The timing of these protections aligns troublingly with provisions that explicitly permit participants in Indonesia's official tax amnesty programmes to purchase the bonds. The finance ministry has conducted two major amnesty initiatives—one spanning 2016 to 2017, and another in 2022—designed to shrink the informal economy, broaden the country's tax base, and encourage Indonesians to repatriate assets held overseas. While these programmes ostensibly aimed to regularise the underground economy, they fundamentally provided immunity from prosecution for individuals holding undeclared assets, provided they met the programmes' requirements. The new law essentially extends and institutionalises this amnesty principle through Danantara's bond framework.

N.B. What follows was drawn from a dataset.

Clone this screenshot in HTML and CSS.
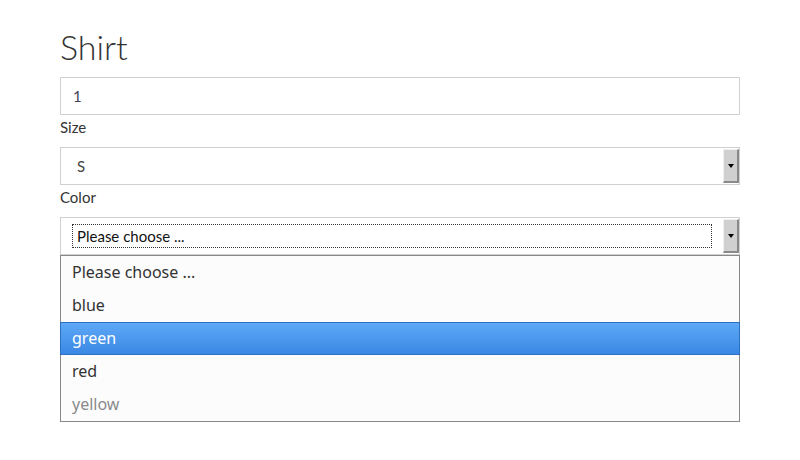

Rahma Gafmi, an economics professor at Airlangga University, articulated the core concern: the legal protections embedded in the new law mirror the underlying logic of previous tax amnesty schemes, but without the safeguards those earlier programmes contained. She emphasised that detailed implementing regulations will be essential to prevent what she termed the "mass facilitation of illegal money laundering." The absence of such guardrails creates space for regulatory capture and systematic abuse. Without clearly defined penalties for tax non-compliance among bond purchasers, without transparent timelines for compliance, and without mechanisms to distinguish between genuinely regularised wealth and proceeds of crime, the bond programme becomes a potential vehicle for financial crime rather than a tool for national development.
Vaudy Starworld, chairman of Indonesia's association of tax consultants, acknowledged that the law may have been intended to diversify funding sources for development initiatives, yet stressed that any such programme must adhere to fundamental principles of legal certainty, equal treatment under law, and equitable taxation. The earlier amnesty programmes, he noted, succeeded in creating clarity because they established explicit penalty schedules for unpaid taxes and defined compliance periods. By contrast, the Danantara bond law appears to grant immunities without corresponding clarity about enforcement mechanisms or compliance expectations, creating an asymmetry that favours those with illicit wealth while potentially disadvantaging compliant taxpayers.

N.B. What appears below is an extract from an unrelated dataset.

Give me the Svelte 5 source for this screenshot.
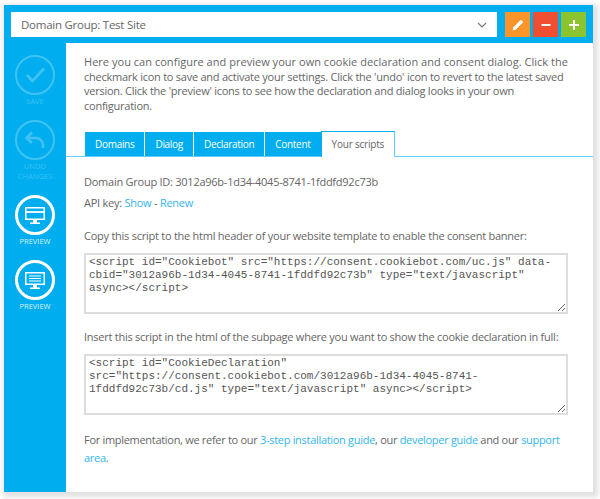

Danantara's track record provides context for these concerns. The fund has already issued at least 50 trillion rupiah—equivalent to approximately US$2.81 billion—in Patriot bonds to Indonesian tycoons during the previous year. Although these bonds offered sub-market returns, they were successfully marketed to the business community as a patriotic contribution to Indonesia's development agenda. The forthcoming merah putih bonds represent a continuation of this strategy, though the timing and volume of future issuances remain undeclared. This opacity surrounding the bond programme's scope compounds regulatory concerns; without clear parameters on total issuance, the potential scale of immunised financial flows cannot be assessed or monitored.
The governance challenges extend beyond money laundering risk. Danantara itself has become an increasingly politicised instrument under Prabowo's administration, taking on a broadening mandate that blurs the distinction between sovereign wealth management and political spending priorities. The fund has already expanded its operational footprint, with a Danantara subsidiary raising US$1.5 billion in its inaugural dollar bond issuance this month—an oversized offering that the fund attributed to investor confidence. However, such expansion raises questions about whether Danantara possesses the institutional capacity and governance standards to manage these enlarged financial flows responsibly, particularly given concerns about political interference in monetary policy decision-making.
The implications for Southeast Asia extend beyond Indonesia's borders. Capital flows across the region are increasingly interconnected, and a major jurisdiction introducing opacity into its regulatory framework creates risks for the entire region's financial stability. Foreign investors and institutions conducting due diligence on Indonesian assets must now contend with an additional layer of legal uncertainty. Compliance officers at regional banks and international institutions will face difficult questions about whether transactions involving Danantara bonds trigger enhanced scrutiny or whether the legislative immunity shields them from reporting obligations under international anti-money laundering standards.
Domestically, the law represents a test of Indonesia's commitment to combating financial crime. The country has made significant progress in recent years in strengthening its Financial Transaction Reports and Analysis Centre and implementing international anti-money laundering standards. The introduction of a statutory immunity mechanism that could shield money launderers from prosecution appears to work against these broader compliance objectives. Tax authorities, which have worked to improve collection rates and broaden the tax base, now face a competitor in the form of government-backed investment instruments that explicitly exempt participants from tax enforcement.
Neither the finance ministry, the president's office, nor Danantara itself responded to requests for clarification regarding these concerns. This silence is itself significant, suggesting either that implementing regulations addressing the concerns have not yet been finalised, or that the government has not fully grappled with the regulatory implications of the provisions it has enacted. As Malaysia and other regional economies monitor Indonesia's regulatory environment and consider their own capital market policies, the Danantara bond law serves as a cautionary example of how well-intentioned economic initiatives can inadvertently create systemic vulnerabilities if enacted without comprehensive anti-corruption and anti-money laundering safeguards embedded from the outset.